I doveri di correttezza e buona fede impongono al creditore di non aggravare inutilmente, e senza propria necessità, la posizione del debitore.
Tanto si legge nella Relazione ministeriale al codice civile, ove si afferma che l’art. 1175 c.c. “richiama nella sfera del creditore la considerazione dell’interesse del debitore e nella sfera del debitore il giusto riguardo all’interesse del creditore“.
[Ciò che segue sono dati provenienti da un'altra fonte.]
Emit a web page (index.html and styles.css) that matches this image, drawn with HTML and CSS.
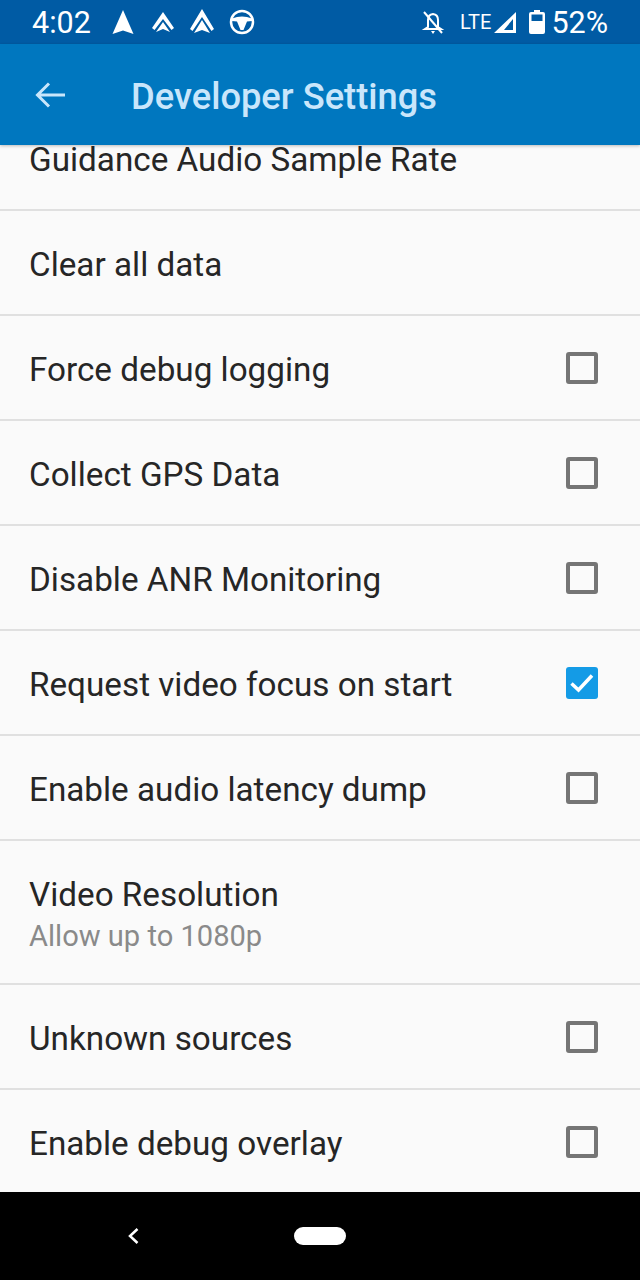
FILE: index.html
```html
<!doctype html>
<html lang="en">

<head>
    <meta charset="UTF-8">
    <title>Developer Settings</title>
    <link rel="stylesheet" href="styles.css">
</head>

<body>
    <div class="status-bar">
        <span class="status-time">4:02</span>
        <svg class="status-icon" width="24" height="28" viewBox="0 0 24 28"><path d="M12 2 L22.500 26 L12 22.500 L1.500 26 Z" fill="#fff"/></svg>
        <svg class="status-icon status-icon--spaced" width="24" height="26" viewBox="0 0 24 26"><path d="M12 3 L23 19 L20.500 21 L12 10 L3.500 21 L1 19 Z" fill="#fff"/><path d="M12 13 L19 23 L12 20 L5 23 Z" fill="#fff"/></svg>
        <svg class="status-icon" width="26" height="28" viewBox="0 0 26 28"><path d="M13 1 L25 21 L22.500 23 L13 9 L3.500 23 L1 21 Z" fill="#fff"/><path d="M13 12 L21 25 L13 22 L5 25 Z" fill="#fff"/></svg>
        <svg class="status-icon" width="26" height="26" viewBox="0 0 26 26"><circle cx="13" cy="13" r="11" fill="none" stroke="#fff" stroke-width="2.500"/><path d="M3 9.500 Q13 5.500 23 9.500 L23 12 L18 12.500 L14.500 21 L11.500 21 L8 12.500 L3 12 Z" fill="#fff"/></svg>
        <div class="status-right">
            <svg width="24" height="26" viewBox="0 0 24 26"><path d="M7 18 L7 11 Q7 5.500 12 5 Q17 5.500 17 11 L17 18 L20 20 L4 20 Z" fill="none" stroke="#fff" stroke-width="2"/><path d="M10 22 L14 22 L12 25 Z" fill="#fff"/><path d="M3 3 L21 24" stroke="#fff" stroke-width="2"/></svg>
            <span class="status-lte">LTE</span>
            <svg width="24" height="24" viewBox="0 0 24 24"><path d="M23 2 L23 23 L1 23 Z M20 9 L11 20 L20 20 Z" fill="#fff" fill-rule="evenodd"/></svg>
            <svg class="status-battery" width="16" height="24" viewBox="0 0 16 24"><path d="M5 0 L11 0 L11 2 L14 2 Q16 2 16 4 L16 22 Q16 24 14 24 L2 24 Q0 24 0 22 L0 4 Q0 2 2 2 L5 2 Z M2.500 4.500 L2.500 11 L13.500 11 L13.500 4.500 Z" fill="#fff" fill-rule="evenodd"/></svg>
            <span class="status-percent">52%</span>
        </div>
    </div>

    <header class="toolbar">
        <svg class="toolbar-back" width="32" height="28" viewBox="0 0 32 28"><path d="M30 14 L3 14 M14 2.500 L2.500 14 L14 25.500" fill="none" stroke="#c9e6fb" stroke-width="3"/></svg>
        <h1 class="toolbar-title">Developer Settings</h1>
    </header>

    <main class="settings">
        <div class="settings-list">
            <div class="row"><span class="row-label">Guidance Audio Sample Rate</span></div>
            <div class="row"><span class="row-label">Clear all data</span></div>
            <div class="row"><span class="row-label">Force debug logging</span><span class="checkbox"></span></div>
            <div class="row"><span class="row-label">Collect GPS Data</span><span class="checkbox"></span></div>
            <div class="row"><span class="row-label">Disable ANR Monitoring</span><span class="checkbox"></span></div>
            <div class="row">
                <span class="row-label">Request video focus on start</span>
                <span class="checkbox checkbox--on">
                    <svg width="32" height="32" viewBox="0 0 32 32"><path d="M5.500 16.500 L12.500 23 L26 8.500" fill="none" stroke="#fff" stroke-width="3.500"/></svg>
                </span>
            </div>
            <div class="row"><span class="row-label">Enable audio latency dump</span><span class="checkbox"></span></div>
            <div class="row row--tall">
                <div>
                    <div class="row-label">Video Resolution</div>
                    <div class="row-sub">Allow up to 1080p</div>
                </div>
            </div>
            <div class="row"><span class="row-label">Unknown sources</span><span class="checkbox"></span></div>
            <div class="row"><span class="row-label">Enable debug overlay</span><span class="checkbox"></span></div>
        </div>
    </main>

    <nav class="nav-bar">
        <svg class="nav-back" width="14" height="20" viewBox="0 0 14 20"><path d="M11.500 3 L4 10 L11.500 17" fill="none" stroke="#fff" stroke-width="2.500"/></svg>
        <span class="nav-home"></span>
    </nav>
</body>

</html>
```

FILE: styles.css
```css
html, body {
    margin: 0;
    height: 100%;
}

body {
    width: 640px;
    height: 1280px;
    display: flex;
    flex-direction: column;
    overflow: hidden;
    font-family: Roboto, "Liberation Sans", sans-serif;
    background-color: #fafafa;
}

.status-bar {
    height: 44px;
    flex: none;
    display: flex;
    align-items: center;
    padding: 0 32px;
    gap: 14px;
    background-color: #005ba4;
    color: #ffffff;
}

.status-time {
    font-size: 30.500px;
    margin-right: 6px;
}

.status-icon--spaced {
    margin-left: 2px;
}

.status-right {
    margin-left: auto;
    display: flex;
    align-items: center;
    gap: 2px;
}

.status-lte {
    font-size: 20px;
    margin-left: 13px;
}

.status-battery {
    margin-left: 10px;
}

.status-percent {
    font-size: 30.500px;
    margin-left: 4px;
}

.toolbar {
    height: 101px;
    flex: none;
    display: flex;
    align-items: center;
    padding: 0 35px;
    background-color: #0077bf;
    box-shadow: 0 1px 3px rgba(0, 0, 0, 0.25);
    position: relative;
    z-index: 1;
}

.toolbar-title {
    margin: 4px 0 0 64px;
    font-size: 36.300px;
    font-weight: 500;
    color: #c9e6fb;
}

.settings {
    flex: 1;
    overflow: hidden;
}

.settings-list {
    margin-top: -39px;
}

.row {
    height: 105px;
    box-sizing: border-box;
    display: flex;
    align-items: center;
    justify-content: space-between;
    padding: 0 42px 0 29px;
    border-bottom: 2px solid #e0e0e0;
}

.row--tall {
    height: 144px;
    padding-bottom: 1px;
}

.row-label {
    padding-top: 4px;
    font-size: 33.250px;
    color: #262626;
}

.row-sub {
    margin-top: 5px;
    font-size: 29.100px;
    color: #8a8a8a;
}

.checkbox {
    width: 32px;
    height: 32px;
    box-sizing: border-box;
    border: 4px solid #757575;
    border-radius: 3px;
}

.checkbox--on {
    border: none;
    background-color: #149be6;
}

.checkbox--on svg {
    display: block;
}

.nav-bar {
    height: 88px;
    flex: none;
    display: flex;
    align-items: center;
    gap: 154px;
    padding-left: 126px;
    background-color: #000000;
}

.nav-back {
    display: block;
}

.nav-home {
    width: 52px;
    height: 18px;
    border-radius: 9px;
    background-color: #ffffff;
}
```
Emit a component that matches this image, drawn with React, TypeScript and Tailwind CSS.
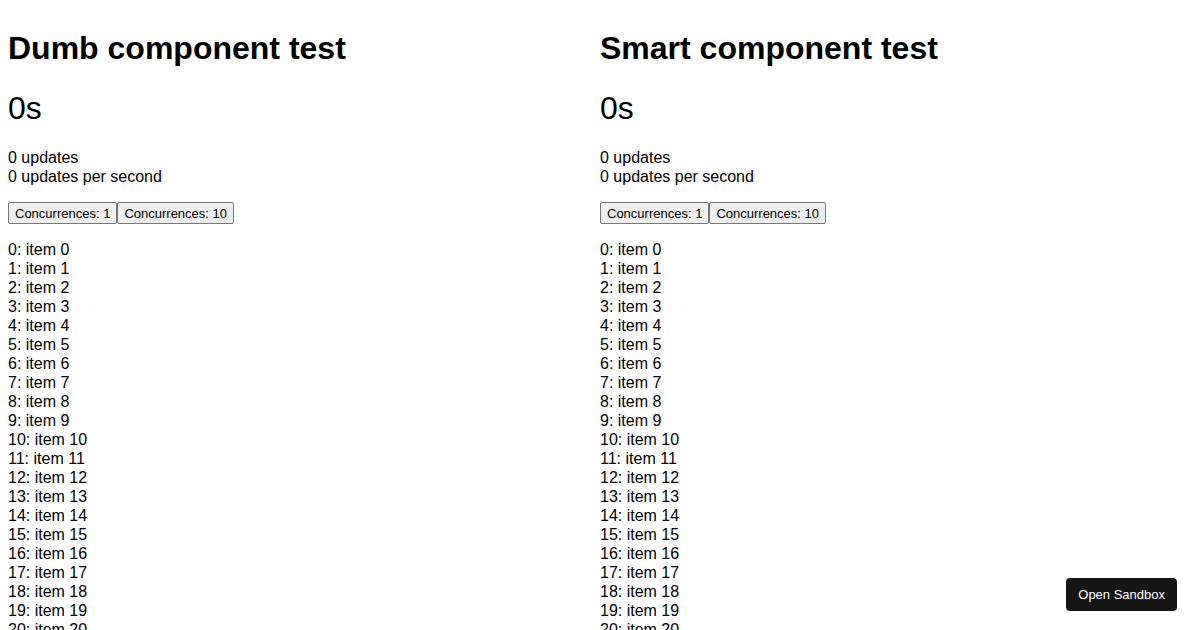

Tale criterio di reciprocità, collocato nel quadro di valori introdotto dalla Carta costituzionale, deve essere inteso come una specificazione degli inderogabili doveri di solidarietà sociale imposti dall’art. 2 della Costituzione.
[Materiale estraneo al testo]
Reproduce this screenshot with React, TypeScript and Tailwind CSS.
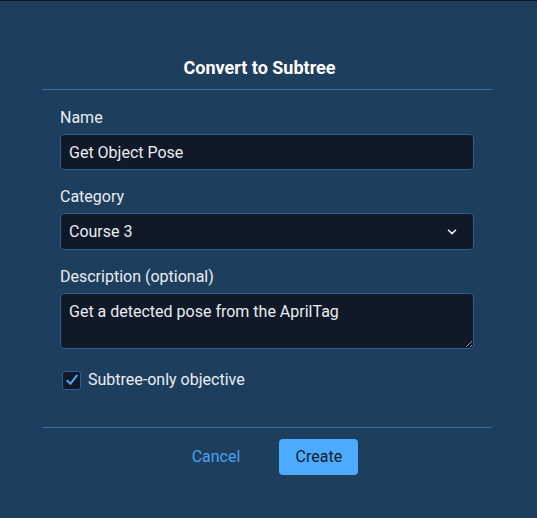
import React from "react";

export default function App() {
  return (
    <div
      className="w-[537px] h-[518px] bg-[#1e3e5d] border-t border-[#0d1520] overflow-hidden"
      style={{ fontFamily: "Roboto, 'Liberation Sans', sans-serif" }}
    >
      <div className="mx-[42px] w-[450px]">
        <div className="pt-[55px] pb-[9px] border-b border-[#3a6fa3] text-center pr-[15px]">
          <h2 className="text-[18px] leading-[24px] font-bold text-white">Convert to Subtree</h2>
        </div>
        <div className="pl-[18px] pt-[18px] flex flex-col">
          <label className="text-[16px] leading-[20px] text-[#e8edf2]">Name</label>
          <input
            readOnly
            value="Get Object Pose"
            className="mt-[6px] w-[414px] h-[36px] rounded-[4px] bg-[#111827] border border-[#2d5f93] px-[8px] text-[16px] text-[#e8edf2] outline-none"
          />
          <label className="mt-[17px] text-[16px] leading-[20px] text-[#e8edf2]">Category</label>
          <div className="mt-[6px] w-[414px] h-[37px] rounded-[4px] bg-[#111827] border border-[#2d5f93] pl-[8px] pr-[16px] flex items-center justify-between">
            <span className="text-[16px] text-[#e8edf2]">Course 3</span>
            <svg width="10" height="6" viewBox="0 0 10 6" fill="none">
              <path d="M1.5 1.2L5 4.6L8.5 1.2" stroke="#e8edf2" strokeWidth="1.6" strokeLinecap="round" strokeLinejoin="round" />
            </svg>
          </div>
          <label className="mt-[17px] text-[16px] leading-[20px] text-[#e8edf2]">Description (optional)</label>
          <textarea
            readOnly
            value="Get a detected pose from the AprilTag"
            className="mt-[6px] w-[414px] h-[56px] rounded-[4px] bg-[#111827] border border-[#2d5f93] px-[8px] py-[7px] text-[16px] leading-[22px] text-[#e8edf2] outline-none resize-y"
            style={{ colorScheme: "dark" }}
          />
          <div className="mt-[21px] flex items-center gap-[7px] pl-[2px]">
            <span className="w-[19px] h-[19px] rounded-[3px] bg-[#111827] border border-[#2d5f93] flex items-center justify-center">
              <svg width="14" height="14" viewBox="0 0 14 14" fill="none">
                <path d="M2.2 7.6L5.4 10.8L11.8 2.6" stroke="#4aa8ff" strokeWidth="2" strokeLinecap="round" strokeLinejoin="round" />
              </svg>
            </span>
            <span className="text-[16px] leading-[20px] text-[#e8edf2]">Subtree-only objective</span>
          </div>
        </div>
        <div className="mt-[37px] border-t border-[#3a6fa3] pt-[11px] flex justify-center items-center gap-[27px] pl-[4px]">
          <button className="h-[36px] px-[12px] text-[16px] text-[#4aa3ef]">Cancel</button>
          <button className="h-[36px] w-[79px] rounded-[4px] bg-[#4dabff] text-[16px] text-[#0f1a2a]">Create</button>
        </div>
      </div>
    </div>
  );
}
La sua rilevanza si esplica pertanto nell’imporre, a ciascuna delle parti del rapporto obbligatorio, il dovere di agire in modo da preservare gli interessi dell’altra, anche a prescindere dall’esistenza di specifici obblighi contrattuali o legali.
Con riferimento al nostro caso, l’applicazione di tali principi impone all’assicurato di non avvalersi della facoltà di resistere in giudizio, se ciò non solo non possa arrecargli vantaggio alcuno, ma anzi esponga l’assicuratore all’onere di rifondere all’assicurato spese avventatamente sostenute.
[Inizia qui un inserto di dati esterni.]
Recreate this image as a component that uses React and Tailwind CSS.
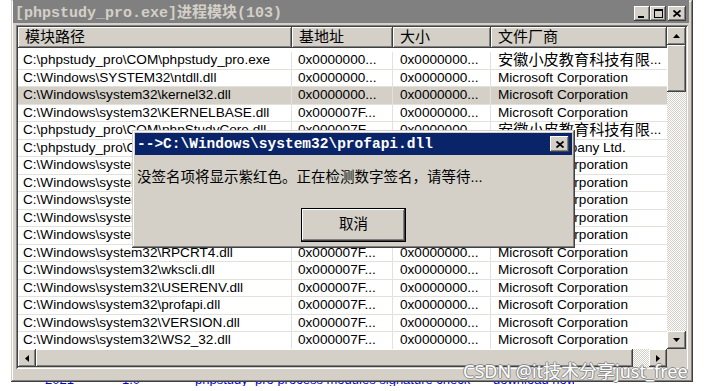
import React from "react";

const RAISED =
  "shadow-[inset_-1px_-1px_0_#404040,inset_1px_1px_0_#ffffff,inset_-2px_-2px_0_#808080,inset_2px_2px_0_#d4d0c8]";
const FRAME =
  "shadow-[inset_-1px_-1px_0_#404040,inset_1px_1px_0_#d4d0c8,inset_-2px_-2px_0_#808080,inset_2px_2px_0_#ffffff]";
const SUNKEN =
  "shadow-[inset_1px_1px_0_#808080,inset_-1px_-1px_0_#ffffff,inset_2px_2px_0_#404040,inset_-2px_-2px_0_#d4d0c8]";
const DITHER =
  "bg-[repeating-conic-gradient(#d4d0c8_0%_25%,#ffffff_0%_50%)] bg-[length:2px_2px]";

const CN = "安徽小皮教育科技有限";

const rows = [
  ["C:\\phpstudy_pro\\COM\\phpstudy_pro.exe", "0x0000000...", "0x0000000...", "cn"],
  ["C:\\Windows\\SYSTEM32\\ntdll.dll", "0x0000000...", "0x0000000...", "Microsoft Corporation"],
  ["C:\\Windows\\system32\\kernel32.dll", "0x0000000...", "0x0000000...", "Microsoft Corporation", true],
  ["C:\\Windows\\system32\\KERNELBASE.dll", "0x000007F...", "0x0000000...", "Microsoft Corporation"],
  ["C:\\phpstudy_pro\\COM\\phpStudyCore.dll", "0x000007F...", "0x0000000...", "cn"],
  ["C:\\phpstudy_pro\\COM\\libcurl.dll", "0x000007F...", "0x0000000...", "XiaoPi Company Ltd."],
  ["C:\\Windows\\system32\\ADVAPI32.dll", "0x000007F...", "0x0000000...", "Microsoft Corporation"],
  ["C:\\Windows\\system32\\msvcrt.dll", "0x000007F...", "0x0000000...", "Microsoft Corporation"],
  ["C:\\Windows\\system32\\sechost.dll", "0x000007F...", "0x0000000...", "Microsoft Corporation"],
  ["C:\\Windows\\system32\\USER32.dll", "0x000007F...", "0x0000000...", "Microsoft Corporation"],
  ["C:\\Windows\\system32\\GDI32.dll", "0x000007F...", "0x0000000...", "Microsoft Corporation"],
  ["C:\\Windows\\system32\\RPCRT4.dll", "0x000007F...", "0x0000000...", "Microsoft Corporation"],
  ["C:\\Windows\\system32\\wkscli.dll", "0x000007F...", "0x0000000...", "Microsoft Corporation"],
  ["C:\\Windows\\system32\\USERENV.dll", "0x000007F...", "0x0000000...", "Microsoft Corporation"],
  ["C:\\Windows\\system32\\profapi.dll", "0x000007F...", "0x0000000...", "Microsoft Corporation"],
  ["C:\\Windows\\system32\\VERSION.dll", "0x000007F...", "0x0000000...", "Microsoft Corporation"],
  ["C:\\Windows\\system32\\WS2_32.dll", "0x000007F...", "0x0000000...", "Microsoft Corporation"],
];

function Tri({ dir }) {
  if (dir === "up")
    return (
      <svg width="7" height="4" viewBox="0 0 7 4">
        <polygon points="3.5,0 7,4 0,4" fill="#000" />
      </svg>
    );
  if (dir === "down")
    return (
      <svg width="7" height="4" viewBox="0 0 7 4">
        <polygon points="0,0 7,0 3.5,4" fill="#000" />
      </svg>
    );
  if (dir === "left")
    return (
      <svg width="4" height="7" viewBox="0 0 4 7">
        <polygon points="4,0 4,7 0,3.5" fill="#000" />
      </svg>
    );
  return (
    <svg width="4" height="7" viewBox="0 0 4 7">
      <polygon points="0,0 4,3.5 0,7" fill="#000" />
    </svg>
  );
}

function ArrowBtn({ dir, cls }) {
  return (
    <div className={`bg-[#d4d0c8] flex items-center justify-center shrink-0 ${RAISED} ${cls}`}>
      <Tri dir={dir} />
    </div>
  );
}

function CloseX() {
  return (
    <svg width="8" height="7" viewBox="0 0 8 7">
      <path d="M0.5 0.5 L7.5 6.5 M7.5 0.5 L0.5 6.5" stroke="#000" strokeWidth="1.8" fill="none" />
    </svg>
  );
}

function Row({ r }) {
  const [path, base, size, vendor, sel] = r;
  return (
    <div
      className={`flex h-[17.5px] shrink-0 border-b border-[#e3e1dc] ${sel ? "bg-[#d4d0c8]" : "bg-white"}`}
    >
      <div className="w-[274px] shrink-0 pl-[5px] flex items-center border-r border-[#e3e1dc] whitespace-nowrap overflow-hidden">
        {path}
      </div>
      <div className="w-[101px] shrink-0 pl-[6px] flex items-center border-r border-[#e3e1dc] whitespace-nowrap overflow-hidden">
        {base}
      </div>
      <div className="w-[98px] shrink-0 pl-[7px] flex items-center border-r border-[#e3e1dc] whitespace-nowrap overflow-hidden">
        {size}
      </div>
      <div className="w-[176px] shrink-0 pl-[7px] flex items-center whitespace-nowrap overflow-hidden">
        {vendor === "cn" ? (
          <>
            <span className="text-[15.2px]">{CN}</span>
            <span>...</span>
          </>
        ) : (
          vendor
        )}
      </div>
    </div>
  );
}

function HeaderCell({ w, children }) {
  return (
    <div
      className={`${w} h-full shrink-0 bg-[#d4d0c8] pl-[7px] flex items-center text-[15px] ${RAISED}`}
    >
      {children}
    </div>
  );
}

export default function App() {
  return (
    <div className="relative w-[716px] h-[391px] bg-white overflow-hidden font-['Liberation_Sans','Noto_Sans_CJK_SC',sans-serif] text-[13.6px] text-black">
      {/* main window */}
      <div className={`ml-[11px] w-[682px] h-[382px] bg-[#d4d0c8] pl-[2px] pr-[4px] flex flex-col ${FRAME}`}>
        {/* title bar */}
        <div className="h-[23px] shrink-0 bg-[#808080] flex items-center justify-between pl-[2px] pr-[3px] pt-[3px]">
          <span className="font-['Liberation_Mono','Noto_Sans_CJK_SC',monospace] font-bold text-[15px] text-[#d4d0c8] whitespace-nowrap leading-none">
            [phpstudy_pro.exe]进程模块(103)
          </span>
          <div className="flex items-center">
            <div className={`w-[16px] h-[15px] bg-[#d4d0c8] flex items-end justify-start pl-[4px] pb-[3px] ${RAISED}`}>
              <div className="w-[6px] h-[2px] bg-black" />
            </div>
            <div className={`w-[16px] h-[15px] bg-[#d4d0c8] flex items-center justify-center ${RAISED}`}>
              <div className="w-[9px] h-[9px] border border-black border-t-2" />
            </div>
            <div className={`ml-[2px] w-[18px] h-[15px] bg-[#d4d0c8] flex items-center justify-center ${RAISED}`}>
              <CloseX />
            </div>
          </div>
        </div>

        {/* list view */}
        <div className={`mt-[2px] ml-[3px] mr-[1px] h-[344px] shrink-0 bg-white p-[2px] flex flex-col ${SUNKEN}`}>
          <div className="flex h-[322px] shrink-0">
            <div className="w-[649px] shrink-0 flex flex-col overflow-hidden">
              <div className="flex h-[21px] shrink-0">
                <HeaderCell w="w-[274px]">模块路径</HeaderCell>
                <HeaderCell w="w-[101px]">基地址</HeaderCell>
                <HeaderCell w="w-[98px]">大小</HeaderCell>
                <HeaderCell w="w-[176px]">文件厂商</HeaderCell>
              </div>
              <div className="pt-[4px] flex flex-col">
                {rows.map((r, i) => (
                  <Row key={i} r={r} />
                ))}
              </div>
            </div>
            {/* vertical scrollbar */}
            <div className="w-[19px] shrink-0 flex flex-col">
              <ArrowBtn dir="up" cls="h-[18px]" />
              <div className={`h-[47px] shrink-0 bg-[#d4d0c8] ${RAISED}`} />
              <div className={`flex-1 ${DITHER}`} />
              <ArrowBtn dir="down" cls="h-[18px]" />
            </div>
          </div>
          {/* horizontal scrollbar */}
          <div className="flex h-[18px] shrink-0">
            <ArrowBtn dir="left" cls="w-[18px]" />
            <div className={`flex-1 bg-[#d4d0c8] ${RAISED}`} />
            <div className={`w-[16px] shrink-0 ${DITHER}`} />
            <ArrowBtn dir="right" cls="w-[18px]" />
            <div className="w-[19px] shrink-0 bg-[#d4d0c8]" />
          </div>
        </div>
      </div>

      {/* page behind: only the bottoms of blue text show under the window */}
      <div className="h-[9px] flex flex-col overflow-hidden text-[#0000ee] text-[13px] leading-[13px] font-['Liberation_Sans',sans-serif]">
        <div className="mt-[-9px] h-[13px] shrink-0 flex whitespace-nowrap">
          <span className="ml-[45px] w-[30px] shrink-0 overflow-hidden">2021</span>
          <span className="ml-[47px] w-[18px] shrink-0 overflow-hidden">1.0</span>
          <span className="ml-[55px] w-[279px] shrink-0 overflow-hidden">phpstudy_pro process modules signature check list</span>
          <span className="ml-[19px] w-[81px] shrink-0 overflow-hidden">download now</span>
        </div>
      </div>

      {/* modal dialog */}
      <div className={`absolute left-[132px] top-[130px] w-[443px] h-[118px] bg-[#d4d0c8] p-[3px] flex flex-col ${FRAME}`}>
        <div className="h-[22px] shrink-0 bg-[#0a246a] flex items-center justify-between pl-[2px] pr-[3px]">
          <span className="font-['Liberation_Mono','Noto_Sans_CJK_SC',monospace] font-bold text-[14.5px] text-white whitespace-nowrap leading-none">
            {"-->C:\\Windows\\system32\\profapi.dll"}
          </span>
          <div className={`w-[19px] h-[16px] bg-[#d4d0c8] flex items-center justify-center ${RAISED}`}>
            <CloseX />
          </div>
        </div>
        <div className="mt-[12px] pl-[2px] text-[14.5px] leading-[20px] whitespace-nowrap">
          没签名项将显示紫红色。正在检测数字签名，请等待...
        </div>
        <div className="mt-[21px] flex justify-center">
          <div className="w-[105px] h-[34px] border border-black bg-[#d4d0c8]">
            <div className={`w-full h-full flex items-center justify-center text-[14.5px] ${RAISED}`}>
              取消
            </div>
          </div>
        </div>
      </div>

      {/* watermark */}
      <div className="absolute left-[463px] top-[360px] text-[18px] leading-[22px] text-white font-['Noto_Sans','Noto_Sans_CJK_SC',sans-serif] whitespace-nowrap [text-shadow:1px_0_0_#8c8c8c,-1px_0_0_#8c8c8c,0_1px_0_#8c8c8c,0_-1px_0_#8c8c8c]">
        CSDN @it技术分享just_free
      </div>
    </div>
  );
}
Il ricorso è, ancora, infondato nella parte in cui pretenderebbe che l’assicurato abbia diritto a ripetere dal proprio assicuratore le spese di resistenza anche quando non avesse interesse a resistere all’azione del terzo danneggiato: e ciò per le medesime ragioni appena indicate.
Il contratto di assicurazione della responsabilità civile rientra nel genus delle assicurazioni contro i danni, consistendo in una assicurazione di patrimoni, ed essendo il patrimonio dell’assicurato una “cosa” in senso giuridico.
Né può dubitarsi del fatto che l’obbligo di salvataggio di cui all’art. 1914 c.c. debba trovare applicazione anche con riferimento alle spese di resistenza.
Il contratto di assicurazione della responsabilità civile pone a carico dell’assicuratore due diverse obbligazioni: una è quella di tenere indenne l’assicurato dalle richieste risarcitorie del terzo danneggiato; l’altra è quella di rifondergli le spese sostenute per difendersi in giudizio dalle pretese del terzo danneggiato.
L’una e l’altra di tali obbligazioni mirano a coprire il medesimo rischio (l’impoverimento): la prima lo copre nel caso in cui esso derivi dal sorgere d’un debito; la seconda lo copre se esso derivi dall’affrontare una spesa.
La prima garanzia dunque forma oggetto di una assicurazione di patrimoni, la seconda d’una assicurazione contro il rischio di perdite pecuniarie.
Da quanto esposto consegue che l’eventualità che l’assicurato debba sostenere spese per resistere in giudizio costituisce un “rischio assicurato”, non meno dell’eventualità di dover risarcire il terzo danneggiato.
Se dunque il rischio di sostenere spese di resistenza è un danno, e forma anch’esso oggetto di copertura assicurativa, anche per esso sussiste il dovere dell’assicurato di “fare quanto gli è possibile” per evitarlo o diminuirlo, secondo la previsione di cui al primo comma dell’art. 1914 c.c.
Deve dunque escludersi che il Tribunale sia incorso in errori di diritto, essendosi anzi conformato ai seguenti, corretti principi:
(A) Nell’assicurazione di responsabilità civile, l’assicurato non ha diritto sempre e comunque alla rifusione da parte dell’assicuratore delle spese sostenute per resistere all’azione del terzo danneggiato, ai sensi dell’art. 1917, comma 3, c.c.; tale diritto deve infatti escludersi quando l’assicurato abbia scelto di difendersi senza averne l’interesse né potendone ritrarre utilità, ovvero in mala fede, ovvero abbia sostenuto spese sconsiderate.
(B) L’obbligo di salvataggio di cui all’art. 1914 c.c. si applica anche al contratto di assicurazione della responsabilità civile, ed in tal caso impone all’assicurato di evitare di resistere al giudizio promosso contro di lui dall’assicurato, quando da tale resistenza non possa ricavare beneficio alcuno.